We parents have high hopes for our kids. We would do everything to keep them inspired for learning, for achievement, and for success in life. We want them to grow up equipped with everything they need to have for a better life.
But, then, despite our best intentions, we would still find many of them to be less motivated. It has become one of our biggest concerns as parents. But how do we, in fact, motivate our children?
How are we going to solve such a dilemma?
Try interacting with some of these kids and you would be struck by their great expectations for the future. Kids are, naturally, day-dreamers and they come to believe what they are capable of imagining.
Some kids would find it most interesting to gain fame and fortune as movie stars. Some would try to make a name for themselves like a career in sports, wanting to be great boxers like Manny Pacquiao or to represent their country in the Olympics.
Others would love to seek adventure and travel, in a hope to go around the world and learn other cultures and languages. You’d find some of their dreams to be fanciful, like wanting to climb Mount Everest, or to jump off a plane at an altitude of ten thousand feet.
And, yet, you’d find out more of these children’s hopes are serious. One would be staring at you straight in the eye to declare: “I would stop all drugs!” Another one would say: “I would make lots of money so that when I became rich I would help the poor and the homeless.”

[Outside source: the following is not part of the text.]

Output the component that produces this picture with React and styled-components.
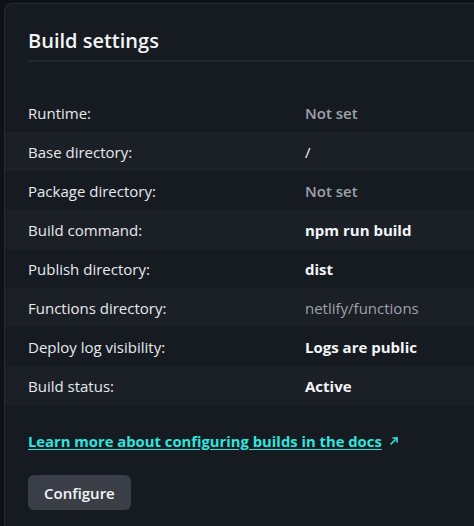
import React from 'react'
import styled, { createGlobalStyle } from 'styled-components'

const Global = createGlobalStyle`
    html, body {
        margin: 0;
        padding: 0;
        background: #0e1117;
        overflow: hidden;
    }
    body {
        font-family: "Open Sans", "Noto Sans", sans-serif;
        color: #e8eaed;
    }
`

const Page = styled.div`
    height: 526px;
    padding: 3px 0 0 4px;
    box-sizing: border-box;
    display: flex;
`

const Card = styled.section`
    flex: 1;
    box-sizing: border-box;
    background: #161a21;
    border: 1px solid #262b33;
    border-right: none;
    border-bottom: none;
    border-radius: 8px 0 0 0;
    padding-top: 23px;
`

const Title = styled.h2`
    margin: 0 0 0 23px;
    padding-bottom: 5px;
    border-bottom: 2px solid #242930;
    font-size: 20px;
    line-height: 28px;
    font-weight: 600;
    color: #f3f4f6;
`

const List = styled.dl`
    margin: 31px 0 0;
`

const Row = styled.div`
    display: grid;
    grid-template-columns: 277px 1fr;
    align-items: center;
    height: 39px;
    padding-left: 23px;
    background: ${p => (p.$striped ? '#1b1f26' : 'transparent')};
`

const Label = styled.dt`
    font-size: 15px;
    color: #e8eaed;
`

const Value = styled.dd`
    margin: 0;
    font-size: 15px;
    font-weight: ${p => (p.$bold ? 700 : p.$muted === 'strong' ? 600 : 400)};
    color: ${p => (p.$muted ? '#9ea3aa' : '#f4f5f7')};
`

const Footer = styled.div`
    padding-left: 23px;
    margin-top: 25px;
`

const DocsLink = styled.a`
    display: inline-flex;
    align-items: center;
    gap: 7px;
    font-size: 14.8px;
    line-height: 20px;
    font-weight: 700;
    color: #32e3dd;
    text-decoration: none;

    span {
        text-decoration: underline;
        text-underline-offset: 2px;
    }
`

const Button = styled.button`
    display: block;
    margin-top: 23px;
    height: 35px;
    padding: 0 16px;
    border: none;
    border-radius: 6px;
    background: #3a3f47;
    color: #f4f5f7;
    font-family: inherit;
    font-size: 15px;
    font-weight: 600;
`

const rows = [
    { label: 'Runtime:', value: 'Not set', muted: 'strong' },
    { label: 'Base directory:', value: '/' },
    { label: 'Package directory:', value: 'Not set', muted: 'strong' },
    { label: 'Build command:', value: 'npm run build', bold: true },
    { label: 'Publish directory:', value: 'dist', bold: true },
    { label: 'Functions directory:', value: 'netlify/functions', muted: 'light' },
    { label: 'Deploy log visibility:', value: 'Logs are public', bold: true },
    { label: 'Build status:', value: 'Active', bold: true },
]

function ExternalArrow() {
    return (
        <svg width="10" height="10" viewBox="0 0 10 10" fill="none" stroke="#32e3dd" strokeWidth="1.6" strokeLinecap="round">
            <path d="M2 8 L8 2" />
            <path d="M4 2 H8 V6" />
        </svg>
    )
}

export default function App() {
    return (
        <>
            <Global />
            <Page>
                <Card>
                    <Title>Build settings</Title>
                    <List>
                        {rows.map((r, i) => (
                            <Row key={r.label} $striped={i % 2 === 1}>
                                <Label>{r.label}</Label>
                                <Value $bold={r.bold} $muted={r.muted}>{r.value}</Value>
                            </Row>
                        ))}
                    </List>
                    <Footer>
                        <DocsLink href="#">
                            <span>Learn more about configuring builds in the docs</span>
                            <ExternalArrow />
                        </DocsLink>
                        <Button>Configure</Button>
                    </Footer>
                </Card>
            </Page>
        </>
    )
}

To motivate our kids, we need to be looking at all the ways we could kindle, instead of dampening, the fires of motivation within them. We could nurture such a precious spark within each child starting right from our home. Then we could try spreading it outside our home, into such areas as schooling, life, chores, and responsibilities.
We should be making sure that communication lines between us and our kids are open, because it is one way to boost learning and motivation. When parents and children are warmly interested in each other and their activities, to quote from author Dorothy Corkille Briggs, when children feel safe to share ideas and feelings, intellectual growth is stimulated.